Markets will want to see if the ECB maintains a reference to rates being restrictive, as such a phrase would signal that more policy easing remains the baseline. They will also be looking for any updates on the impact of trade barriers.
Germany's 10-year yield, the euro area's benchmark, rose 5.5 basis points (bps) to 2.51% after falling 4 bps the day before.
"The potential upward shock to growth of (German chancellor-in-waiting Friedrich) Merz's plan and the supply constraints of tariffs suggest the ECB should maintain rates in tight to neutral territories," said Kevin Thozet, a member of the investment committee at Carmignac.
Germany's new coalition government recently unveiled economic and tax reforms aimed at bringing Europe's largest economy back to growth.
"However, the reality is the pain induced by lower household and corporate confidence induced by (U.S. President Donald) Trump, and (White House trade adviser Peter) Navarro policies will be felt first," he added, arguing that such a backdrop calls for further steepening of the European yield curve.
Trump said there was "big progress" in preliminary talks with a Japanese trade delegation in Washington about the barrage of tariffs he has imposed.
Analysts expect the yield curve to steepen further, with long-term yields climbing while short-term rates stay linked to what markets anticipate from the ECB.
Germany's 2-year yield, more sensitive to expectations for ECB policy rates, rose 5.5 bps to 1.80%.
U.S. Treasury yields rose in London trade, with the benchmark 10-year yield up 3.5 bps after falling 4.5 bps the day before as Federal Reserve Chair Jerome Powell's comments stoked concerns about economic growth and inflation.
Italian bond yields were up 2.5 bps at 3.72%, with the gap between Italian and German yields -- a market gauge of the risk premium investors demand to hold Italian debt -- at 118 bps.
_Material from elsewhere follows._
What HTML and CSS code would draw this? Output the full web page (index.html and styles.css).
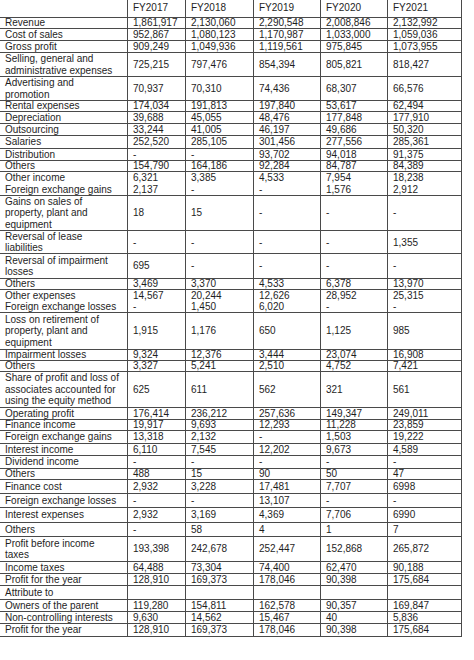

Last week, credit rating agency S&P upgraded Italy's long-term ratings to "BBB+" from "BBB".
Market pricing for the ECB rate path remained roughly unchanged this week as concerns about the adverse economic impact of U.S. tariffs stalled.
Investors are pricing the ECB deposit rate at 1.68% by December, implying three rate cuts from the current 2.5% and about a 30% chance of a fourth easing move.